Any line of conduct on the part of a parent, from which there may be justly inferred an assent to, or connivance at the illicit intercourse, will deprive him of all right to maintain an action for the seduction of his daughter. Such conduct, even if not amounting to an absolute assent, but showing want of due care on his part, may be taken into account in measuring the damages. It is no excuse for the parent that such conduct was in conformity with the customs of the community in which he lived. Graham v. Smith, 1 Edm. Sel. Cas. 267.

The chastity of the woman, at the time of the criminal connection, is an essential ingredient of the offense. The statute provides, "No conviction shall be had, if on the trial it is proved that such woman was, at the time of the alleged offense, unchaste." Munkers v. State, 87 Ala. 94.

In Cook v. People, 2 Thomp. & C. 404, the prosecutrix was asked, "and would you have consented to it (the connection) in the absence of a promise?" Held, inadmissible as calling for a merely speculative answer.

But the female may testify to the fact that she consented to the intercourse because of the promise. State v. Brinkhaus, 34 Minn. 285, 7 Crim. L. Mag. 343.

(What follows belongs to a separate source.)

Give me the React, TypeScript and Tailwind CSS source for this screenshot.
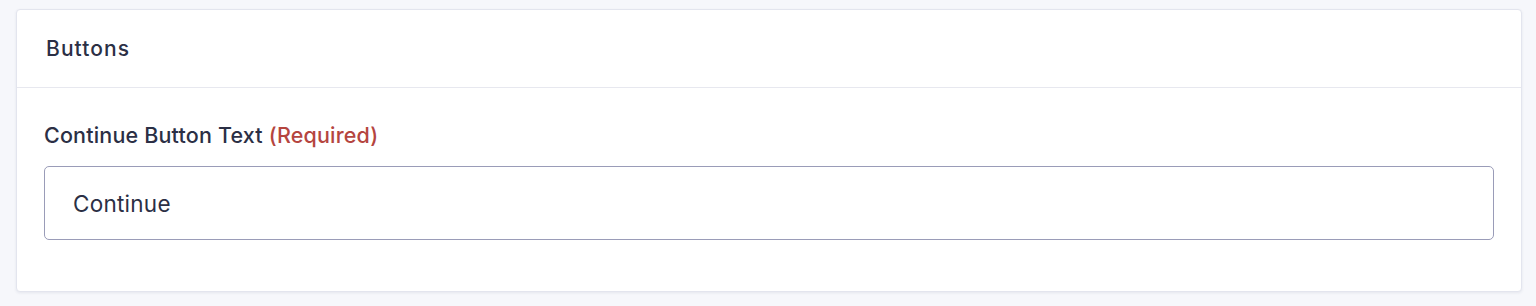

Evidence that defendant, subsequent to the seduction, had refused to marry the prosecutrix is inadmissible. Cook v. People, 2 Thomp. & C. 404. See Callahan v. State, 63 Ind. 198, 30 Am. Rep. 211; People v. DeFore, 64 Mich. 693, 8 Am. St. Rep. 868; State v. Prizer, 49 Iowa, 531, 31 Am. Rep. 155; Zabriskie v. State, 43 N. J. L. 640, 39 Am. Rep. 610; Oliver v. Com. 101 Pa. 215, 47 Am. Rep. 704; People v. Roderigas, 49 Cal. 9; Polk v. State, 40 Ark. 482, 48 Am. Rep. 17; People v. Squires, 49 Mich. 487; Wood v. State, 48 Ga. 192, 15 Am. Rep. 664; State v. Higdon, 32 Iowa, 262.